Parnell aqueceu betume e escorreu-o para o funil, com a parte de baixo tapada. Esperou três anos para tudo assentar, até abrir a parte de baixo e deixar actuar a gravidade. Foram-se fazendo registos: a primeira gota caiu em 1938, as outras em 1947, 1954, 1962, 1970, 1979, 1988 e a oitava em 2000. Parnell nunca viu uma a cair.

E Mainstone perdeu a última, porque nesse instante a câmara de vídeo, que transmitia a experiência na Internet,estava desligada. “Falhou na altura crucial”, escreveu o físico na revista Australian Physics, em 2005.

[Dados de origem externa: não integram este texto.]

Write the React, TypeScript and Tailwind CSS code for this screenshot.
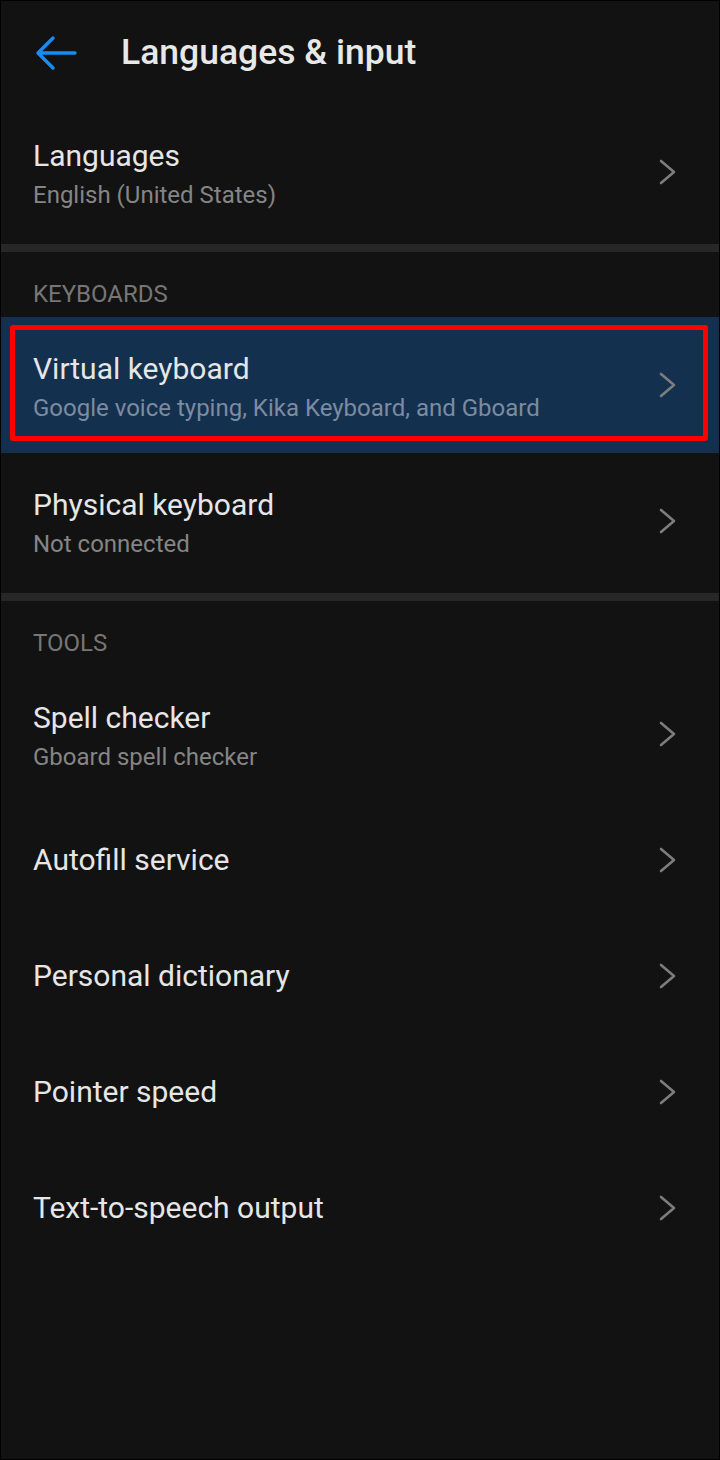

Ainda que reformado, continuou a guardar a experiência e a ir à universidade até à semana passada. Mas já tinha arranjado quem o substituísse quando cá não estivesse. “A dedicação de Mainstone a esta experiência muito para lá da sua reforma permitiu que media, cientistas e estudantes compreendessem a ciência por trás dela”, disse Halina Rubinsztein-Dunlop, da Universidade de Queensland: “A morte de John é triste porque, no seu tempo de guardião da experiência, não viu cair uma única gota.

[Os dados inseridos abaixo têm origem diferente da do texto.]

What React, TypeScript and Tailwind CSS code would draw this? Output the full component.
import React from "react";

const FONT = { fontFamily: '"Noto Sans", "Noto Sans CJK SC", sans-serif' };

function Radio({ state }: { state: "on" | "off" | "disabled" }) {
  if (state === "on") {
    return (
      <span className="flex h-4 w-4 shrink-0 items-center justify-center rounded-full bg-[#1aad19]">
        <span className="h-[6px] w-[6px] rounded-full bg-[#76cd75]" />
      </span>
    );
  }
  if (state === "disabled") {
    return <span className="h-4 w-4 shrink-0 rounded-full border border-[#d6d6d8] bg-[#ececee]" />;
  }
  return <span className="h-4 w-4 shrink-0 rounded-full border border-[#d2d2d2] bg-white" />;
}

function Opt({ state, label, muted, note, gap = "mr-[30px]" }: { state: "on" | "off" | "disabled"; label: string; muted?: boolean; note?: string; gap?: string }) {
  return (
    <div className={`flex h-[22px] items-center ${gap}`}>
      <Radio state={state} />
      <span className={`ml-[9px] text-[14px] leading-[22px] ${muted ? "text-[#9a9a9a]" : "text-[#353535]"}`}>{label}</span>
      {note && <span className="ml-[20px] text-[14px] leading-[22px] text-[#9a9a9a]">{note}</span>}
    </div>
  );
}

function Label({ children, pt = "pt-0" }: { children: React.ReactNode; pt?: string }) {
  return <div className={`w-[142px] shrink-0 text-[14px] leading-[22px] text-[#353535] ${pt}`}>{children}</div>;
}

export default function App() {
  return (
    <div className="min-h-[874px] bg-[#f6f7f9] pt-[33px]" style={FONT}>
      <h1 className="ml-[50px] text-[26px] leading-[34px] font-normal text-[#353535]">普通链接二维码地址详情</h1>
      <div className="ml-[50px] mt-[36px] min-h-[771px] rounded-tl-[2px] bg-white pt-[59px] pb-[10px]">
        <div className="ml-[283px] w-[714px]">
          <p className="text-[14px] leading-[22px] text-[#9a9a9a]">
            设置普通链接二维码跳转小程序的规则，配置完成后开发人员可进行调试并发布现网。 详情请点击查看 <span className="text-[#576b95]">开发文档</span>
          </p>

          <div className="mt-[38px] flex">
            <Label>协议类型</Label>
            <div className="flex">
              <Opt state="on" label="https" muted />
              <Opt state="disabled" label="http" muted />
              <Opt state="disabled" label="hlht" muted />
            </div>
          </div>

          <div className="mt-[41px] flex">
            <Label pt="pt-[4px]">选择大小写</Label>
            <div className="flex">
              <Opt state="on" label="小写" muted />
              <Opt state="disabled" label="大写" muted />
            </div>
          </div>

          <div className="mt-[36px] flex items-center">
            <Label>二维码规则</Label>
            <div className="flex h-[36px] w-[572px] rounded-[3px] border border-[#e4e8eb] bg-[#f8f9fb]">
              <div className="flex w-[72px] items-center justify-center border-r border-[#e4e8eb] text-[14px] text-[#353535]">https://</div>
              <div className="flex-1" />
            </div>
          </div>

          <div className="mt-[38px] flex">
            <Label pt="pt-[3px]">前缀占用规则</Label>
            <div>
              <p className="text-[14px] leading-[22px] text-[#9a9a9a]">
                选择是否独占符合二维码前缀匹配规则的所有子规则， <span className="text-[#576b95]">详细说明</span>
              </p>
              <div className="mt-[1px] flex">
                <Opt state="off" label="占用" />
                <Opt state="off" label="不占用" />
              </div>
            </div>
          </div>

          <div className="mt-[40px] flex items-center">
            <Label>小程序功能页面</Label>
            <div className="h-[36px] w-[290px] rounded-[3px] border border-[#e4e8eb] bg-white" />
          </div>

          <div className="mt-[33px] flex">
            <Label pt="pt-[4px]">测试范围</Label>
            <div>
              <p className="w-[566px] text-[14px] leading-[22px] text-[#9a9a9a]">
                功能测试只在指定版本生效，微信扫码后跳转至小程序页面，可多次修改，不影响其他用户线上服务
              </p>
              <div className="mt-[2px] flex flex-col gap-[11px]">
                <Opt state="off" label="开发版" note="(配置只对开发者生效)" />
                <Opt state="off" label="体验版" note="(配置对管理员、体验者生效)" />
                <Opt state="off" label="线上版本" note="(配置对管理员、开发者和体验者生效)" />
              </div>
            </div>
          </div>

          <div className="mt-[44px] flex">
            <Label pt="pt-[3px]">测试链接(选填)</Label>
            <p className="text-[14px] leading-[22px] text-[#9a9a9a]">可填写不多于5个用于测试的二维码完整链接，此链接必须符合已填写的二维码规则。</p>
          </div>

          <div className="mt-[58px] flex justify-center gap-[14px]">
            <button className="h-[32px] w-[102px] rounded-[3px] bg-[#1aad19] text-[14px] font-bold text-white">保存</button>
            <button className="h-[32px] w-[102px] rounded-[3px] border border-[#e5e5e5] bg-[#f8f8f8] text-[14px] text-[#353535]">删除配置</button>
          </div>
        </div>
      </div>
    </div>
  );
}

Mas se esperou em vão pela experiência pela qual zelava, John Mainstone ainda chegou a ver uma gota de betume soltar-se, só que apanhada em vídeo noutra experiência, um pouco mais recente. O feito foi notícia em Julho, quando o Trinity College, em Dublin, na Irlanda, divulgou a sua experiência, em curso desde 1944, mas caída no esquecimento. Em Maio, com a última gota à beira da queda, o físico Shane Bergin e colegas do Trinity College começaram a transmiti-la na Internet. Na madrugada de 11 de Julho, uma gota desprendeu-se.

Embora não haja muita ciência para fazer (o interesse é mais histórico e de divulgação científica), espera-se saber mais sobre o processo de ruptura e a viscosidade do betume. “Fui apanhado de surpresa com notícias de que alguém no Trinity College tinha montado uma experiência da queda da gota de betume em 1944 e que, recentemente, professores de física descobriram o dispositivo num armário”, contava então John Mainstone ao PÚBLICO. “A [revista] Nature enviou-me o vídeo para que eu o comentasse.”

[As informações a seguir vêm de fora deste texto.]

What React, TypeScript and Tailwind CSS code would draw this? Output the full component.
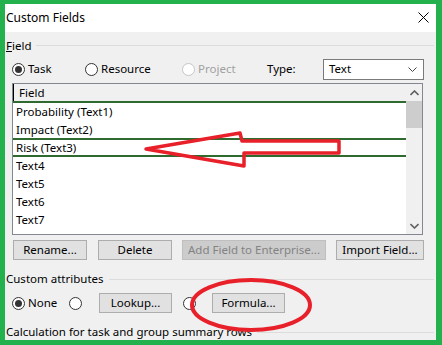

Dizia ainda por que nos maravilhavam estas experiências: “O betume continua a fazer o que tem de fazer a um ritmo muito lento, sem nunca se apressar, ao mesmo tempo que os relógios marcam a passagem inelutável dos segundos e lembram-nos das coisas que devíamos fazer.”

Em 2002, o dispositivo australiano entrou no Livro Guinness de Recordes Mundiais como a experiência laboratorial mais longa em curso e, em 2005, ganhou um IgNobel, prémios para a ciência mais divertida e inacreditável, “por fazer as pessoas rir primeiro e pensar depois”. John Mainstone foi receber o prémio e achou a cerimónia dos IgNobel “absolutamente magnífica”.